GoJek, lahir sebagai sebuah aplikasi
yang memudahkan pengguna ojek seperti saya, bisa mudah mencari ojek bahkan
memanggilnya untuk datang ke tempat kita. Sejak dulu pun saya selalu
menggunakan jasa ojek sebagai kurir barang. Dulu itu saya selalu mencari ojek
langganan, saya minta no-ponselnya jadi di saat saya butuh saya tinggal sms
dia. Hanya saja, saat saya pindah kos saya harus cari langganan ojek baru
karena jika saya order langganan lama, saya harus bayar beberapa kali lipat
karena saya harus menanggung ongkos menjemputnya sebelum ia harus mengantar.
Sejak ada GoJek, seolah saya punya langganan tukang ojek banyak sekali dan
berada dimana-mana. Makanya saya pikir aplikasi ini sangat menjawab kebutuhan
pengguna ojek. Saya malah curiga jika penemu aplikasi ini adalah pengguna ojek
juga. Yang menarik lagi, aplikasi ini pun menjawab kebutuhan si tukang ojek,
yaitu ia tidak perlu menghabiskan waktu menuggu di pangkalan. Kecuali si abang
ojek emang suka nongkrong di pangkalan. Mirip seperti ojek langganan saya tadi
hanya saja kali ini pelanggannya banyak, tidak cuma saya.
Maka aneh sekali jika Dewan
Transportasi Kota saat ini semacam kebakaran jengkot dengan keberadaan aplikasi
GoJek. Padahal saya yakin sekali jika Dewan Transportasi Kota hingga hari ini
tidak punya data angkutan ojek di Jakarta. Baik ada berapa jumlahnya?
penyebarannya? atau bahkan siapa-siapa saja yang menjadi tukang ojek. Dengan
aplikasi GoJek, hal ini mulai bisa terdata. Jadi jika kelak Pemkot DKI
berinisiatif mendata atau bahkan memasang pajak dari tiap transaksinya, maka
sudah tidak sulit lagi. Yang lebih aneh lagi adalah Dewan Transportasi Kota
malah menyerang ide aplikasinya, padahal inti masalahnya ada di moda
transportasinya.
Bagi saya, jika memang Dewan
Transportasi Kota ingin mentertibkan GoJek mulailah dengan mentertibkan tukang
ojek pangkalan terlebih dahulu. Mulailah membuat aturan atas moda
transportasinya terlebih dahulu. Mulailah dengan memberikan payung hukum,
aturan, dan perundang-undangan bagi tukang ojek pangkalan juga konsumennya.

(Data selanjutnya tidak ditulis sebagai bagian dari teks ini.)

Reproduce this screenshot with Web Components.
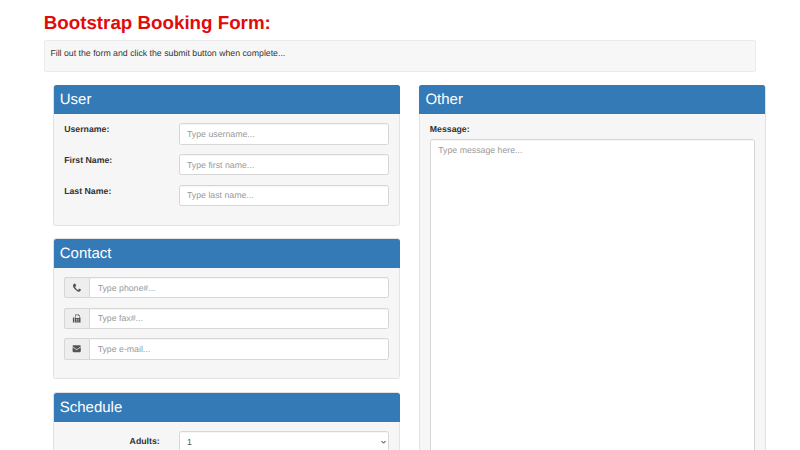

Jadi bukan malah mentertibkan aplikasi GoJek-nya.
Dengan demikian maka tidak akan ada
lagi standar ganda antara Ojek dengan GoJek, yang terkesan berpihak. Apalagi
dari beberapa teman yang saya tanya rata-rata mereka setuju dengan keberadaan
GoJek, artinya secara pasar atau sisi konsumen keberadaan GoJek sangat
dibutuhkan dan didukung. Namun sementara itu para ojek pangkalan tidak setuju
dengan GoJek, saya pikir ini hanyalah masalah waktu. Bagaimana pun pasar lebih
pegang kendali, cepat atau lambat jika konsumen ojek pangkalan menurun apakah
artinya ini salah GoJek? Boleh jadi konsumen menurun akan tetapi saya pikir
masih akan tetap ada pelanggannya bukan? Yang saya pikir pilihan ini mirip
dengan pilihan taksi TARIF ATAS dengan TARIF BAWAH. Bahwa biar saja pasar yang
akan menetukan pilihannya, sementara pemerintah membuat regulasinya.
Pesan saya untuk bapak ibu di
pemerintahan, hati-hati dengan perkembangan teknologi. Cepat atau lambat
teknologi akan merasuk ke seluruh lini struktur kota dan warganya, jika bapak
ibu tidak sigap dan siap maka akan selalu ketinggalan dan terseok-seok dalam
membuatkan regulasi. Apalagi jika regulasi-regulasinya malah melenceng dari
kebutuhan yang sebenarnya, mirip seperti masalah GoJek ini.